Interpreting the Output and Chart

The output block shows total BTUs, gallons, and cost, along with daily averages and carbon emissions. It also highlights the difference between your thermostat setpoint and outdoor temperature. If the differential is small (such as in shoulder seasons), the model will show modest usage. The bar chart allocates total gallons into monthly buckets following a typical winter distribution curve—November through April. This visualization helps you plan delivery intervals. If the chart indicates January is your peak month, schedule tank fills before the coldest stretch to avoid emergency service calls.

Because the calculator uses standard engineering assumptions, it can inform building improvement plans. If you are considering air sealing, run the calculator twice: once with the current air tightness and once set to “Tight.” The delta in gallons becomes a tangible indicator of potential savings. Multiply those gallons by the 22.4 pounds of CO₂ per gallon to quantify the environmental benefit as well.

Maintenance and Behavioral Adjustments

In addition to capital upgrades, maintenance and behavior have measurable impacts on oil usage. Annual tune-ups ensure correct nozzle sizing, combustion air mixture, and clean heat exchangers. Dirty systems lose efficiency as soot insulates heat transfer surfaces. Replacing filters, maintaining draft regulators, and inspecting flue liners also keep the system operating safely. On the behavioral side, using programmable thermostats to lower the setpoint by 5°F while sleeping can yield up to 10 percent savings. Keep baseboards or radiators unobstructed to maximize heat delivery efficiency, and bleed hydronic loops to remove trapped air that otherwise reduces heat transfer.

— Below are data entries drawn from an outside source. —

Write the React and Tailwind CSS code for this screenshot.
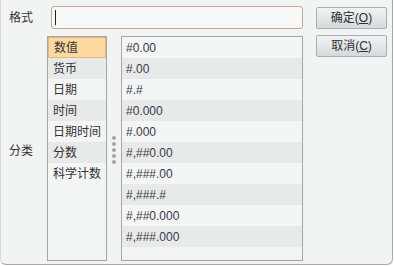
import React from "react";

const categories = ["数值", "货币", "日期", "时间", "日期时间", "分数", "科学计数"];
const formats = [
  "#0.00",
  "#.00",
  "#.#",
  "#0.000",
  "#.000",
  "#,##0.00",
  "#,###.00",
  "#,###.#",
  "#,##0.000",
  "#,###.000",
];

const font = { fontFamily: '"Liberation Sans", "Noto Sans CJK SC", sans-serif' };

const Button = ({ label, hotkey }) => (
  <button className="w-[71px] h-[22px] rounded-[2px] border border-[#a9aeb3] bg-gradient-to-b from-[#f1f3f4] via-[#e4e7e9] to-[#d5d9dc] text-[12px] text-[#2e2e2e] leading-none">
    {label}(<span className="underline">{hotkey}</span>)
  </button>
);

const App = () => {
  return (
    <div
      style={font}
      className="w-[394px] h-[266px] overflow-hidden"
    >
      <div className="w-[393px] h-[265px] bg-[#f2f4f4] border-b border-r border-l border-[#a7a9ab] border-l-[#d6d8d9] rounded-b-[6px] flex pt-[6px]">
        {/* left area */}
        <div className="flex flex-col w-[302px]">
          <div className="flex items-center h-[23px]">
            <span className="w-[49px] pl-[8px] text-[12px] text-[#333]">格式</span>
            <div className="flex-1 h-[23px] ml-[1px] rounded-[3px] border border-[#c8a592] bg-[#f7f8f8] flex items-center pl-[3px]">
              <div className="w-px h-[15px] bg-[#222]" />
            </div>
          </div>
          <div className="flex mt-[7px] h-[225px]">
            <div className="w-[46px] flex items-center pl-[8px] text-[12px] text-[#333]">
              <span className="mt-[5px]">分类</span>
            </div>
            <div className="w-[60px] border border-[#a3a7ab] bg-[#f3f4f4]">
              {categories.map((c, i) => (
                <div
                  key={c}
                  className={`h-[21px] flex items-center pl-[5px] text-[12px] text-[#333] whitespace-nowrap ${
                    i === 0
                      ? "bg-[#fdd9a0] border border-[#e7b777] pl-[4px]"
                      : i % 2 === 1
                      ? "bg-[#e8e9e9]"
                      : "bg-[#f4f5f5]"
                  }`}
                >
                  {c}
                </div>
              ))}
            </div>
            <div className="w-[14px] flex flex-col items-center justify-center gap-[2px] pt-[2px]">
              {[0, 1, 2, 3, 4].map((d) => (
                <div key={d} className="w-[4px] h-[4px] rounded-full bg-[#a3a5a7]" />
              ))}
            </div>
            <div className="flex-1 border border-[#a3a7ab] bg-[#f3f4f4]">
              {formats.map((f, i) => (
                <div
                  key={f}
                  className={`h-[21px] flex items-center pl-[4px] text-[12px] text-[#3a3a48] ${
                    i % 2 === 1 ? "bg-[#e8e9e9]" : "bg-[#f4f5f5]"
                  }`}
                >
                  {f}
                </div>
              ))}
            </div>
          </div>
        </div>
        {/* buttons */}
        <div className="ml-[13px] flex flex-col gap-[6px] pt-[1px]">
          <Button label="确定" hotkey="O" />
          <Button label="取消" hotkey="C" />
        </div>
      </div>
    </div>
  );
};

export default App;
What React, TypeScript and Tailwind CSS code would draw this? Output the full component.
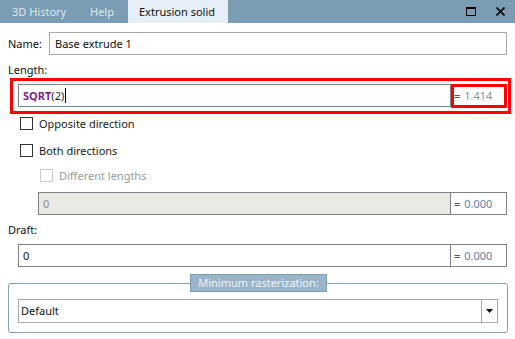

Consider complementary envelope strategies: closing fireplace dampers, installing storm windows, and sealing attic penetrations. These upgrades are often eligible for incentives through state-level weatherization programs funded by the U.S. Department of Energy’s Weatherization Assistance Program. The combination of these measures, modeled in the calculator, allows you to plan budgets, reduce emissions, and loop in contractors with a detailed specification for energy targets.

Tracking Progress Over Time

Once you have used the oil heat usage calculator to set a baseline, track your real deliveries against forecasts each month. Many oil providers offer online dashboards showing cumulative gallons delivered year-to-date. Enter actual numbers into a spreadsheet and monitor the difference between forecasted and actual consumption. Large deviations may highlight thermostat overrides, malfunctioning zone valves, or unanticipated occupancy changes. If your home experiences a deep cold snap, update the calculator with actual HDD for that period to refine your expectation.

For homeowners planning electrification, the calculator reveals how much oil heat will be displaced by air-source or ground-source heat pumps. Pair the results with heat pump performance curves to design hybrid systems that automatically switch to oil only when outdoor temperatures dive below the heat pump’s economic balance point. This approach ensures comfort and resilience while slashing oil dependence.

Ultimately, the oil heat usage calculator is a dynamic companion for energy planning. By blending engineering formulas with user-friendly inputs and visualizations, it brings clarity to fuel budgeting tasks that are often clouded by weather uncertainties. Use it before the heating season to order the right amount of oil, and revisit it after upgrades to confirm that the savings match expectations. The more data you feed into the model—from blower door scores to actual fuel tickets—the more precise it becomes, making your home both warmer and smarter.